Enfin, il semble que le FMI va revoir à la baisse ses exigences concernant les mesures d’austérité, en acceptant de les étaler sur une période plus longue, de juin 2015 à mars 2016. Le FMI ne veut pas risquer d’attiser de nouveau la colère sociale avant les élections. Si cela se confirme, Jomaâ pourra maintenir intact le large soutien politique dont il bénéficie actuellement. Il pourra aussi compter sur le soutien de la moyenne bourgeoisie, assez influente en Tunisie, et qui a été très touchée par les retombées économiques et sécuritaires de la crise révolutionnaire.
La tâche essentielle de Jomaâ sera, avant tout, celle d’achever les grands chantiers des réformes structurelles voulues par le FMI et la Banque mondiale. Ils concernent les investissements étrangers, la fiscalité, le secteur financier, notamment la refonte des trois grandes banques publiques, la libéralisation du secteur agricole et celui des services, et surtout la libéralisation du transport aérien et des marchés publics…
En somme, l’enjeu réel du gouvernement Jomaâ est de réussir à fermer la parenthèse historique ouverte par l’insurrection révolutionnaire, et d’imposer, de nouveau, la paix néocoloniale en Tunisie.
Jomaâ va-t-il réussir à donner le coup de grâce au mouvement révolutionnaire ? La réponse n’est pas facile.

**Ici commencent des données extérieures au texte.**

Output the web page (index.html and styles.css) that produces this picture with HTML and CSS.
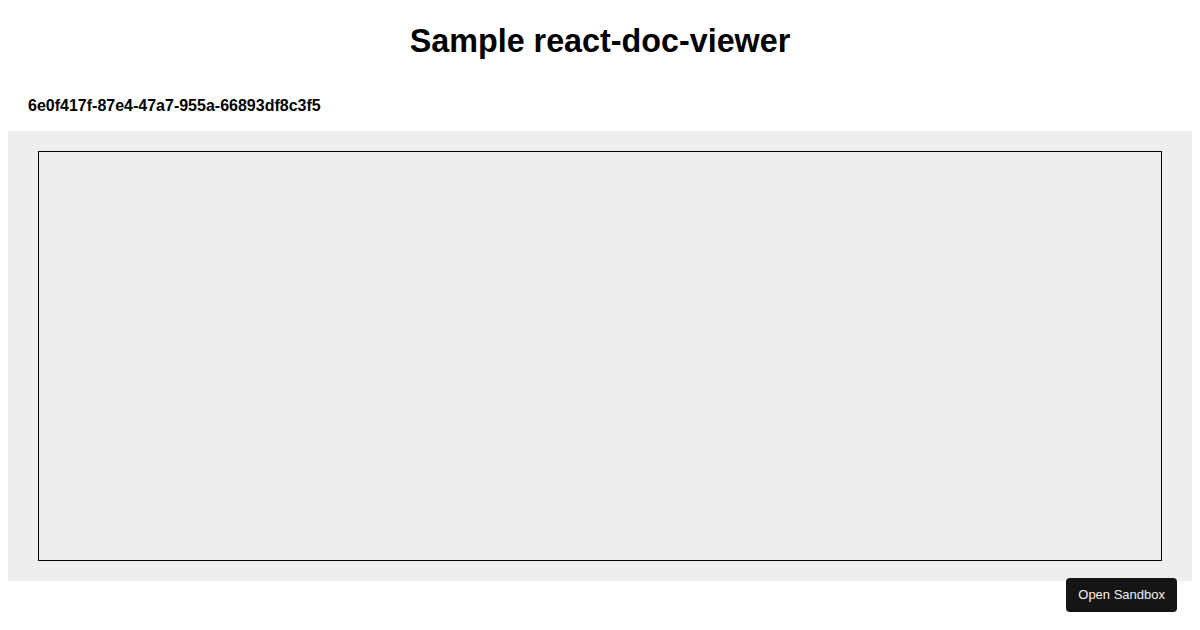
FILE: index.html
```html
<!DOCTYPE html>
<html lang="en">
<head>
<meta charset="UTF-8">
<meta name="viewport" content="width=device-width, initial-scale=1.0">
<title>Sample react-doc-viewer</title>
<link rel="stylesheet" href="styles.css">
</head>
<body>
  <h1>Sample react-doc-viewer</h1>
  <div class="doc-id">6e0f417f-87e4-47a7-955a-66893df8c3f5</div>
  <div class="viewer-container">
    <div class="viewer"></div>
  </div>
  <a class="sandbox-button" href="#">Open Sandbox</a>
</body>
</html>
```

FILE: styles.css
```css
body {
  font-family: "Liberation Sans", Arial, sans-serif;
  margin: 8px;
  color: #000;
}
h1 {
  font-size: 32.3px;
  font-weight: bold;
  text-align: center;
  margin: 15px 0 21.44px;
}
.doc-id {
  padding: 16px 20px;
  font-size: 16px;
  font-weight: bold;
  line-height: 18px;
}
.viewer-container {
  background-color: #eeeeee;
  padding: 20px 30px;
}
.viewer {
  height: 408px;
  border: 1px solid #000;
}
.sandbox-button {
  position: fixed;
  right: 23px;
  bottom: 18px;
  background-color: #151515;
  color: #f2f2f2;
  font-size: 13px;
  line-height: 18px;
  padding: 8px 12px;
  border-radius: 4px;
  text-decoration: none;
}
```
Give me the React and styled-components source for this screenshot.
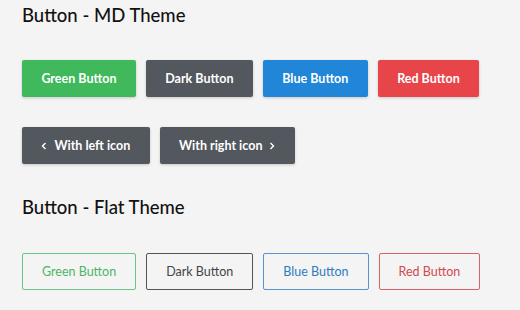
import React from "react";
import styled, { createGlobalStyle, css } from "styled-components";

const GlobalStyle = createGlobalStyle`
  html, body {
    margin: 0;
    background: #f4f4f4;
  }
  body {
    font-family: Lato, "Open Sans", sans-serif;
    -webkit-font-smoothing: antialiased;
  }
`;

const colors = {
  green: "#3fb95b",
  dark: "#53575e",
  blue: "#2185d8",
  red: "#e8454a",
};

const flatColors = {
  green: { text: "#4db565", border: "#6cc483" },
  dark: { text: "#444", border: "#555" },
  blue: { text: "#2f7cc0", border: "#5b94cc" },
  red: { text: "#d04a4e", border: "#d86266" },
};

const Page = styled.div`
  padding: 3px 22px 0;
`;

const Heading = styled.h2`
  margin: 0;
  margin-top: ${(p) => p.$top || 0}px;
  font-size: 18.5px;
  line-height: 24px;
  font-weight: 500;
  color: #111;
`;

const Row = styled.div`
  display: flex;
  gap: 10px;
  margin-top: ${(p) => p.$top}px;
`;

const Button = styled.button`
  display: inline-flex;
  flex-shrink: 0;
  align-items: center;
  justify-content: center;
  gap: 7px;
  height: 37px;
  padding: 0 19.4px;
  border-radius: 2px;
  font-family: Lato, sans-serif;
  font-size: 12.5px;
  white-space: nowrap;
  cursor: pointer;

  ${(p) =>
    p.$flat
      ? css`
          padding: 0 19px;
          background: transparent;
          font-weight: 400;
          color: ${flatColors[p.$color].text};
          border: 1px solid ${flatColors[p.$color].border};
        `
      : css`
          background: ${colors[p.$color]};
          font-weight: 700;
          color: #fff;
          border: none;
          box-shadow: 0 1px 3px rgba(0, 0, 0, 0.18);
        `}
`;

const Chevron = ({ dir }) => (
  <svg width="6" height="8" viewBox="0 0 6 8" fill="none">
    <path
      d={dir === "left" ? "M4.5 1 L1.5 4 L4.5 7" : "M1.5 1 L4.5 4 L1.5 7"}
      stroke="#fff"
      strokeWidth="1.4"
    />
  </svg>
);

const labels = [
  ["green", "Green Button"],
  ["dark", "Dark Button"],
  ["blue", "Blue Button"],
  ["red", "Red Button"],
];

export default function App() {
  return (
    <>
      <GlobalStyle />
      <Page>
        <Heading>Button - MD Theme</Heading>
        <Row $top={33}>
          {labels.map(([c, t]) => (
            <Button key={c} $color={c}>
              {t}
            </Button>
          ))}
        </Row>
        <Row $top={30}>
          <Button $color="dark">
            <Chevron dir="left" />
            With left icon
          </Button>
          <Button $color="dark">
            With right icon
            <Chevron dir="right" />
          </Button>
        </Row>
        <Heading $top={31}>Button - Flat Theme</Heading>
        <Row $top={34}>
          {labels.map(([c, t]) => (
            <Button key={c} $color={c} $flat>
              {t}
            </Button>
          ))}
        </Row>
      </Page>
    </>
  );
}
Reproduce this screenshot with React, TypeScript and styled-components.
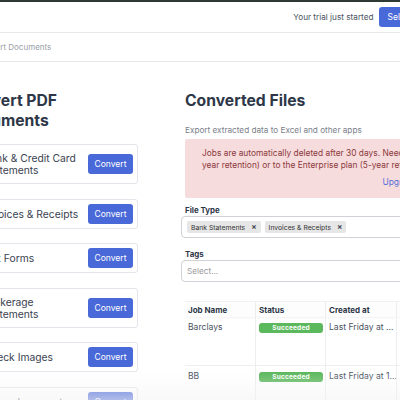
import React from "react";
import styled, { createGlobalStyle } from "styled-components";

const GlobalStyle = createGlobalStyle`
  html, body { margin: 0; padding: 0; background: #ffffff; }
  body { overflow: hidden; font-family: Inter, "Noto Sans", Roboto, sans-serif; color: #2d3748; }
  * { box-sizing: border-box; }
`;

const Viewport = styled.div`
  position: relative;
  width: 400px;
  height: 400px;
  overflow: hidden;
  background: #ffffff;
`;

const Page = styled.div`
  width: 560px;
  margin-left: -80px;
`;

const TopBar = styled.header`
  height: 33px;
  border-top: 2px solid #2f3934;
  border-bottom: 1px solid #e6e8eb;
  display: flex;
  align-items: center;
  justify-content: flex-end;
  gap: 6px;
  padding-right: 40px;
`;

const TrialText = styled.span`
  font-size: 8.2px;
  color: #4a5260;
`;

const PrimaryButton = styled.button`
  border: none;
  background: #4a69d9;
  color: #ffffff;
  font-family: inherit;
  border-radius: 3px;
  cursor: pointer;
  height: 20px;
  font-size: 8.5px;
  padding: 0 8px;
  flex-shrink: 0;
`;

const Crumbs = styled.nav`
  height: 29px;
  border-bottom: 1px solid #e6e8eb;
  display: flex;
  align-items: center;
  padding-left: 56px;
  font-size: 8px;
  color: #9aa0a8;
`;

const Main = styled.main`
  display: flex;
  gap: 47px;
  padding: 29px 0 0 41px;
`;

const LeftCol = styled.section`
  width: 177px;
  flex-shrink: 0;
  display: flex;
  flex-direction: column;
`;

const RightCol = styled.section`
  width: 300px;
  flex-shrink: 0;
  display: flex;
  flex-direction: column;
`;

const Heading = styled.h1`
  margin: 0;
  font-size: 15.7px;
  line-height: 20px;
  font-weight: 700;
  color: #2d3748;
`;

const CardList = styled.div`
  margin-top: 13px;
  display: flex;
  flex-direction: column;
  gap: 14.5px;
`;

const Card = styled.div`
  display: flex;
  align-items: center;
  gap: 4px;
  border: 1px solid #e3e6ea;
  border-radius: 3px;
  padding: 4px 4px 4px 4.6px;
`;

const CardIcon = styled.svg`
  width: 14px;
  height: 14px;
  flex-shrink: 0;
  margin-right: -1px;
  color: #4a69d9;
`;

const CardTitle = styled.span`
  flex: 1;
  font-size: 10.3px;
  line-height: 12px;
  padding: 3px 0;
  color: #3a4252;
`;

const ConvertButton = styled(PrimaryButton)`
  width: 45px;
  padding: 0;
`;

const Subtitle = styled.p`
  margin: 13px 0 0;
  font-size: 8.2px;
  line-height: 12px;
  color: #7a808a;
`;

const Alert = styled.div`
  margin-top: 3px;
  background: #f6dcdd;
  border-radius: 2px;
  padding: 8px 49px 10px 17px;
  font-size: 8.4px;
  line-height: 12px;
  color: #8c3a3c;
  white-space: nowrap;
`;

const AlertLink = styled.div`
  margin-top: 5px;
  text-align: right;
  color: #5670d8;
`;

const FieldLabel = styled.label<{ $mt: number }>`
  display: block;
  margin-top: ${(p) => p.$mt}px;
  font-size: 7.9px;
  line-height: 12px;
  font-weight: 700;
  color: #2d3748;
`;

const SelectBox = styled.div`
  margin-left: -4px;
  height: 22px;
  border: 1px solid #cfd2d6;
  border-radius: 4px;
  display: flex;
  align-items: center;
  background: #ffffff;
`;

const Values = styled.div`
  flex: 1;
  display: flex;
  align-items: center;
  gap: 4px;
  padding: 0 5px;
`;

const Chip = styled.span`
  display: inline-flex;
  align-items: center;
  height: 12px;
  background: #e6e6e6;
  border-radius: 2px;
  font-size: 6.8px;
  color: #333333;
`;

const ChipLabel = styled.span`
  padding: 0 4px 0 4px;
`;

const ChipRemove = styled.span`
  padding: 0 4px 0 2px;
  font-size: 8px;
  font-weight: 700;
  color: #444a55;
`;

const Placeholder = styled.span`
  font-size: 8.2px;
  color: #9a9a9a;
`;

const Indicators = styled.div`
  display: flex;
  align-items: center;
  height: 100%;
`;

const ClearIcon = styled.span`
  font-size: 11px;
  color: #b8b8b8;
  padding: 0 4px 0 6px;
`;

const Separator = styled.span`
  width: 1px;
  height: 12px;
  background: #d6d6d6;
`;

const Chevron = styled.span`
  font-size: 9px;
  color: #c4c4c4;
  padding: 0 16px 0 6px;
`;

const Table = styled.div`
  margin-top: 19px;
  display: grid;
  grid-template-columns: 71px 70px 71px 90px;
`;

const HeadCell = styled.div`
  height: 16px;
  display: flex;
  align-items: center;
  padding: 0 3px;
  font-size: 8px;
  font-weight: 700;
  color: #2d3748;
  border-top: 1px solid #f0f1f3;
  border-right: 1px solid #eceef0;
  box-shadow: 0 2px 2px -1px rgba(0, 0, 0, 0.06);
  background: #fdfdfd;
`;

const Cell = styled.div`
  height: 49px;
  padding: 3px 3px 0;
  font-size: 8.6px;
  line-height: 14px;
  color: #4a5260;
  border-right: 1px solid #eceef0;
  border-bottom: 1px solid #eceef0;
  white-space: nowrap;
  overflow: hidden;
`;

const Badge = styled.span`
  display: flex;
  align-items: center;
  justify-content: center;
  width: 64px;
  height: 10px;
  margin-top: 3px;
  background: #5cb85c;
  border-radius: 3px;
  color: #ffffff;
  font-size: 6.5px;
  font-weight: 700;
  letter-spacing: 0.2px;
`;

const BottomFade = styled.div`
  position: absolute;
  left: 0;
  right: 0;
  bottom: 0;
  height: 28px;
  background: linear-gradient(to bottom, rgba(248, 248, 248, 0), rgba(244, 244, 244, 0.6));
  pointer-events: none;
`;

const DocIcon = () => (
  <CardIcon viewBox="0 0 24 24" fill="none" stroke="currentColor" strokeWidth={2}>
    <path d="M14 2H6a2 2 0 0 0-2 2v16a2 2 0 0 0 2 2h12a2 2 0 0 0 2-2V8z" />
    <path d="M14 2v6h6" />
  </CardIcon>
);

const docTypes = [
  "Bank & Credit Card Statements",
  "Invoices & Receipts",
  "Tax Forms",
  "Brokerage Statements",
  "Check Images",
  "Other documents",
];

const jobs = [
  { name: "Barclays", status: "Succeeded", created: "Last Friday at ...", pages: "12" },
  { name: "BB", status: "Succeeded", created: "Last Friday at 1...", pages: "10" },
];

export default function App() {
  return (
    <>
      <GlobalStyle />
      <Viewport>
        <Page>
          <TopBar>
            <TrialText>Your trial just started</TrialText>
            <PrimaryButton>Select plan</PrimaryButton>
          </TopBar>
          <Crumbs>Convert Documents</Crumbs>
          <Main>
            <LeftCol>
              <Heading>Convert PDF<br />Documents</Heading>
              <CardList>
                {docTypes.map((t) => (
                  <Card key={t}>
                    <DocIcon />
                    <CardTitle>{t}</CardTitle>
                    <ConvertButton>Convert</ConvertButton>
                  </Card>
                ))}
              </CardList>
            </LeftCol>
            <RightCol>
              <Heading>Converted Files</Heading>
              <Subtitle>Export extracted data to Excel and other apps</Subtitle>
              <Alert>
                Jobs are automatically deleted after 30 days. Need more time? Upgrade to the Pro plan (1-
                <br />
                year retention) or to the Enterprise plan (5-year retention).
                <AlertLink>Upgrade plan</AlertLink>
              </Alert>
              <FieldLabel $mt={6}>File Type</FieldLabel>
              <SelectBox>
                <Values>
                  <Chip>
                    <ChipLabel>Bank Statements</ChipLabel>
                    <ChipRemove>×</ChipRemove>
                  </Chip>
                  <Chip>
                    <ChipLabel>Invoices &amp; Receipts</ChipLabel>
                    <ChipRemove>×</ChipRemove>
                  </Chip>
                </Values>
                <Indicators>
                  <ClearIcon>×</ClearIcon>
                  <Separator />
                  <Chevron>▾</Chevron>
                </Indicators>
              </SelectBox>
              <FieldLabel $mt={10}>Tags</FieldLabel>
              <SelectBox>
                <Values>
                  <Placeholder>Select...</Placeholder>
                </Values>
                <Indicators>
                  <Separator />
                  <Chevron>▾</Chevron>
                </Indicators>
              </SelectBox>
              <Table>
                <HeadCell>Job Name</HeadCell>
                <HeadCell>Status</HeadCell>
                <HeadCell>Created at</HeadCell>
                <HeadCell>Pages</HeadCell>
                {jobs.map((j) => (
                  <React.Fragment key={j.name}>
                    <Cell>{j.name}</Cell>
                    <Cell>
                      <Badge>{j.status}</Badge>
                    </Cell>
                    <Cell>{j.created}</Cell>
                    <Cell>{j.pages}</Cell>
                  </React.Fragment>
                ))}
              </Table>
            </RightCol>
          </Main>
        </Page>
        <BottomFade />
      </Viewport>
    </>
  );
}
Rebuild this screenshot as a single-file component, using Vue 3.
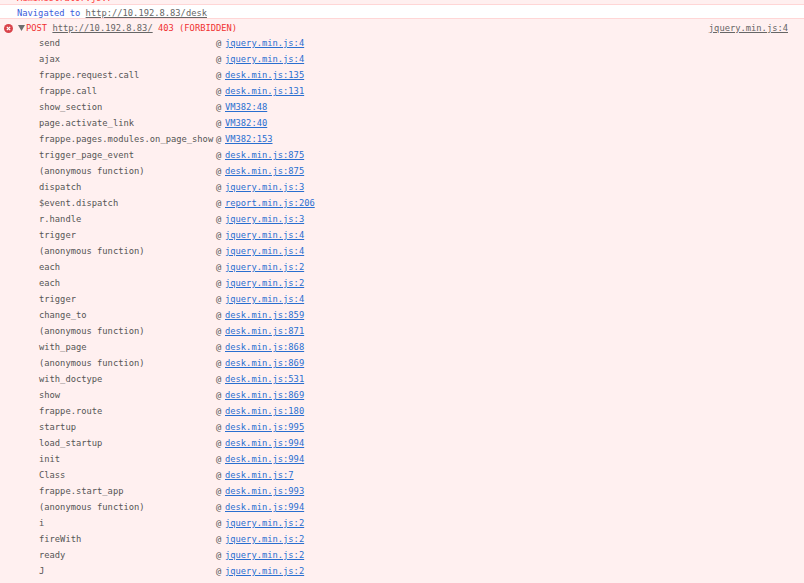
<script setup>
const rows = [
  ['send', 'jquery.min.js:4'],
  ['ajax', 'jquery.min.js:4'],
  ['frappe.request.call', 'desk.min.js:135'],
  ['frappe.call', 'desk.min.js:131'],
  ['show_section', 'VM382:48'],
  ['page.activate_link', 'VM382:40'],
  ['frappe.pages.modules.on_page_show', 'VM382:153'],
  ['trigger_page_event', 'desk.min.js:875'],
  ['(anonymous function)', 'desk.min.js:875'],
  ['dispatch', 'jquery.min.js:3'],
  ['$event.dispatch', 'report.min.js:206'],
  ['r.handle', 'jquery.min.js:3'],
  ['trigger', 'jquery.min.js:4'],
  ['(anonymous function)', 'jquery.min.js:4'],
  ['each', 'jquery.min.js:2'],
  ['each', 'jquery.min.js:2'],
  ['trigger', 'jquery.min.js:4'],
  ['change_to', 'desk.min.js:859'],
  ['(anonymous function)', 'desk.min.js:871'],
  ['with_page', 'desk.min.js:868'],
  ['(anonymous function)', 'desk.min.js:869'],
  ['with_doctype', 'desk.min.js:531'],
  ['show', 'desk.min.js:869'],
  ['frappe.route', 'desk.min.js:180'],
  ['startup', 'desk.min.js:995'],
  ['load_startup', 'desk.min.js:994'],
  ['init', 'desk.min.js:994'],
  ['Class', 'desk.min.js:7'],
  ['frappe.start_app', 'desk.min.js:993'],
  ['(anonymous function)', 'desk.min.js:994'],
  ['i', 'jquery.min.js:2'],
  ['fireWith', 'jquery.min.js:2'],
  ['ready', 'jquery.min.js:2'],
  ['J', 'jquery.min.js:2'],
]
</script>

<template>
  <div class="console">
    <div class="cut">
      <span class="cut-text">Administrator.js:7</span>
    </div>
    <div class="nav">
      Navigated to <span class="nav-link">http://10.192.8.83/desk</span>
    </div>
    <div class="error">
      <div class="head">
        <svg class="x" width="9" height="9" viewBox="0 0 9 9">
          <circle cx="4.5" cy="4.5" r="4.5" fill="#d9434a" />
          <path d="M2.8 2.8l3.4 3.4M6.2 2.8l-3.4 3.4" stroke="#fff" stroke-width="1.2" fill="none" />
        </svg>
        <svg class="tri" width="7" height="6" viewBox="0 0 7 6">
          <path d="M0 0h7L3.5 6z" fill="#6e6e6e" />
        </svg>
        <span class="msg">POST <span class="grey-link">http://10.192.8.83/</span> 403 (FORBIDDEN)</span>
        <span class="src">jquery.min.js:4</span>
      </div>
      <div class="stack">
        <div v-for="(r, i) in rows" :key="i" class="row">
          <span class="fn">{{ r[0] }}</span>
          <span class="at">@</span>
          <span class="link">{{ r[1] }}</span>
        </div>
      </div>
    </div>
  </div>
</template>

<style scoped>
.console {
  width: 804px;
  height: 583px;
  overflow: hidden;
  background: #fff0f0;
  font-family: "DejaVu Sans Mono", "Liberation Mono", monospace;
  font-size: 8.78px;
  color: #555;
}
.cut {
  height: 4px;
  overflow: hidden;
  border-bottom: 1px solid #ffd6d6;
}
.cut-text {
  display: block;
  margin-top: -7px;
  margin-left: 17px;
  line-height: 10px;
  color: #f33;
}
.nav {
  height: 13px;
  line-height: 16px;
  background: #fff;
  color: #3b5bdb;
  padding-left: 17px;
  border-bottom: 1px solid #ffd6d6;
}
.nav-link { color: #666; text-decoration: underline; }
.head {
  display: flex;
  align-items: center;
  box-sizing: border-box;
  height: 16px;
  padding: 2px 16px 0 4px;
}
.x { flex: none; }
.tri { flex: none; margin-left: 5px; }
.msg { margin-left: 1px; color: #f03030; white-space: pre; }
.grey-link { color: #666; text-decoration: underline; }
.src { margin-left: auto; color: #666; text-decoration: underline; }
.row {
  display: flex;
  height: 16px;
  line-height: 16px;
  padding-left: 39px;
  white-space: pre;
}
.fn { width: 177px; flex: none; color: #555; }
.at { width: 9px; flex: none; color: #555; }
.link { color: #2a6fd0; text-decoration: underline; }
</style>
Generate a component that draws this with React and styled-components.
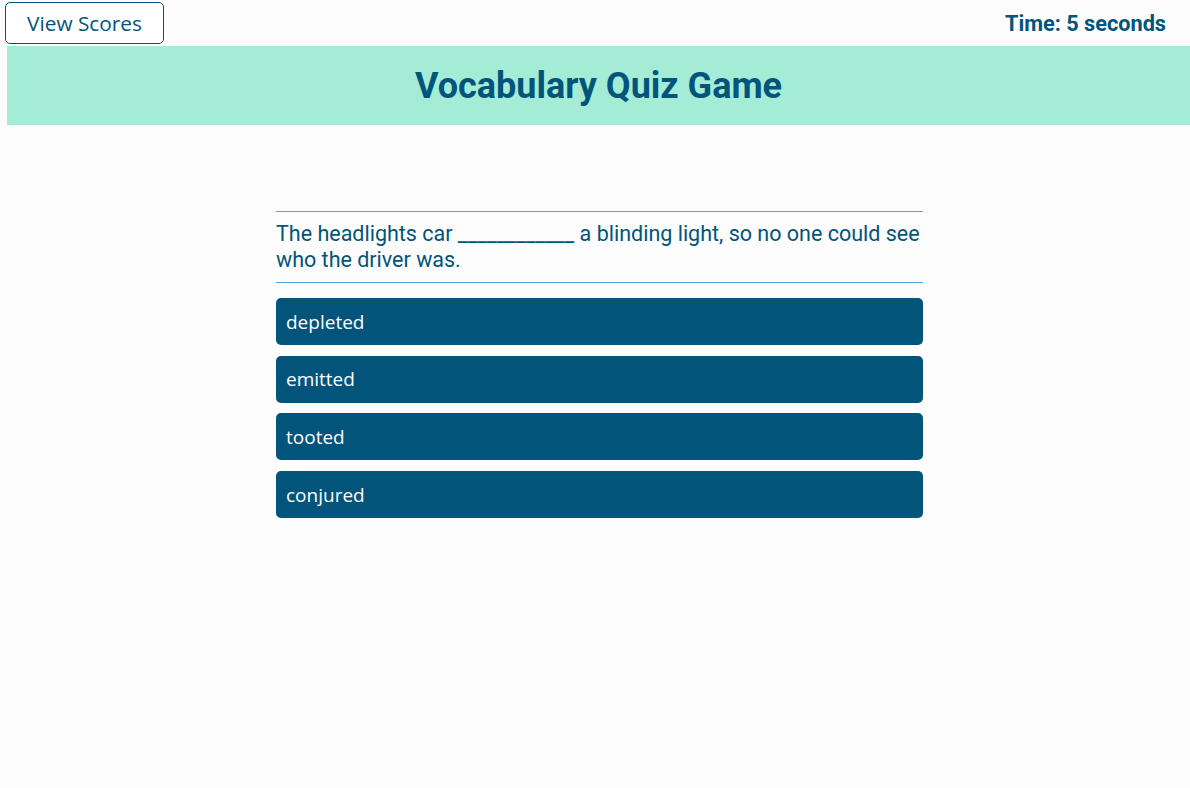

Elle dépend surtout de la capacité de la direction du Front populaire à corriger sa ligne politique et à revoir sa tactique et ses alliances, notamment celle avec Nidaa Tounes. Elle doit aussi se débarrasser de l’idée désastreuse de croire qu’il est possible de réussir la transition démocratique, sans que le combat pour les libertés soit associé à celui pour les droits économiques et sociaux. La réponse dépend, surtout, de l’attitude de la direction syndicale et de sa base face à la politique de Jomaâ et aux revendications soulevées par la révolution. En tout cas, seules deux options demeurent possibles en Tunisie, celle de la liberté et du progrès social qui a été rendue possible par la chute du dictateur, et celle, au contraire, du retour d’un pouvoir politique répressif comme complément indispensable du régime néocolonial dominant. (Tunis, 11 février 2014)
En effet seules deux options demeurent possibles, ou l’alignement sur les droits du peuple, avec tout ce que cela comporte de changement radical des structures économiques, de redistribution juste des richesses avec la garantie absolue d’un revenu de base digne et universel à toute la population, l’élimination immédiate de toutes les larges couches de pauvreté dans tout le pays, la régulation définitive et permanente, par des lois ou des décrets révolutionnaires, les limites de l’enrichissement . L’enrichissement par n’importe quel moyen professionnel et particulièrement à travers le commerce débridé de n’importe quel produit et à n’importe quel prix.
Ce qui implique nécessairement une nouvelle politique économique forte, menée par des hommes forts capables de dire non aux diktats des gangsters de la FMI, de la BM et des vautours de Wall Street dans leur ensemble. Aucun peuple de la terre que ses gouvernants l’ont lié par des crédits interminables concédés par ces organismes ou par n’importe quels autres de ces créanciers, ne s’est jamais sorti de ces dettes ni, encore pire, de toutes ses misères. (Les fameux investisseurs, états ou individus, dont on dit qu’ils seraient nécessaires pour mettre de projets de construction et de développement en œuvre et finalement créer de l’emploi. Ce qui est totalement faux, les oligarchies ne cherchent jamais à construire, ni à créer de l’emploi, sinon elles ne cherchent uniquement qu’à gagner de l’argent sur le dos du plus grand nombre de déshérités possibles et souvent leurs investissement ne sont que des chiffres sur du papier.)
L’autre option est celle de maintenir le statu quo ante. C’est-à- dire maintenir le pays dans l’orbite du système en vigueur, qu’on l’appelle néocolonial, mondialisation, néolibéralisme ou capitalisme, un capitalisme le plus féroce de l’histoire jusqu’à présent. Et s’il continue avec les mêmes forces et la même vigueur, il n’hésitera jamais à éliminer le maximum des habitants de la planète jusqu’à faire disparaitre carrément et simplement toute l’espèce humaine de la face de la planète, comme il a fait disparaître à jamais des quantités innombrables d’autres espèces, animales, végétales, etc. Ce qui profite, sans le moindre doute, à la bourgeoisie ou à l’élite. Toujours pour le présent immédiat.
Et l’arrivée de cette équipe de technocrates (Tous ses membres sont sortis de l’école de Chicago, économiquement dit) pilotée par le bonhomme qui a fait ses preuves dans une de ces multinationales dont les ravages monstres en Afrique, en Amérique du Sud et ailleurs sont comparables à toutes celles de ses « sœurs », la compagnie « française » Total, le fait que la FMI ait débloqué ce prêt de 3,6milliards de dollars, le défilé à Tunis de tous les tenants du système, en commençant par F. Hollande et en terminant par Ali Bango, que la fameuse constitution n’ait pas dit un seul mot sur la nature de l’économie à suivre, mais qui a jouit quand même des félicitations d’Obama et Cie, ce qui dit bien long sur sa valeur réelle. Tous sont des éléments qui confirment que le pays est bien resté entre les mêmes mains. Et le pire est à venir.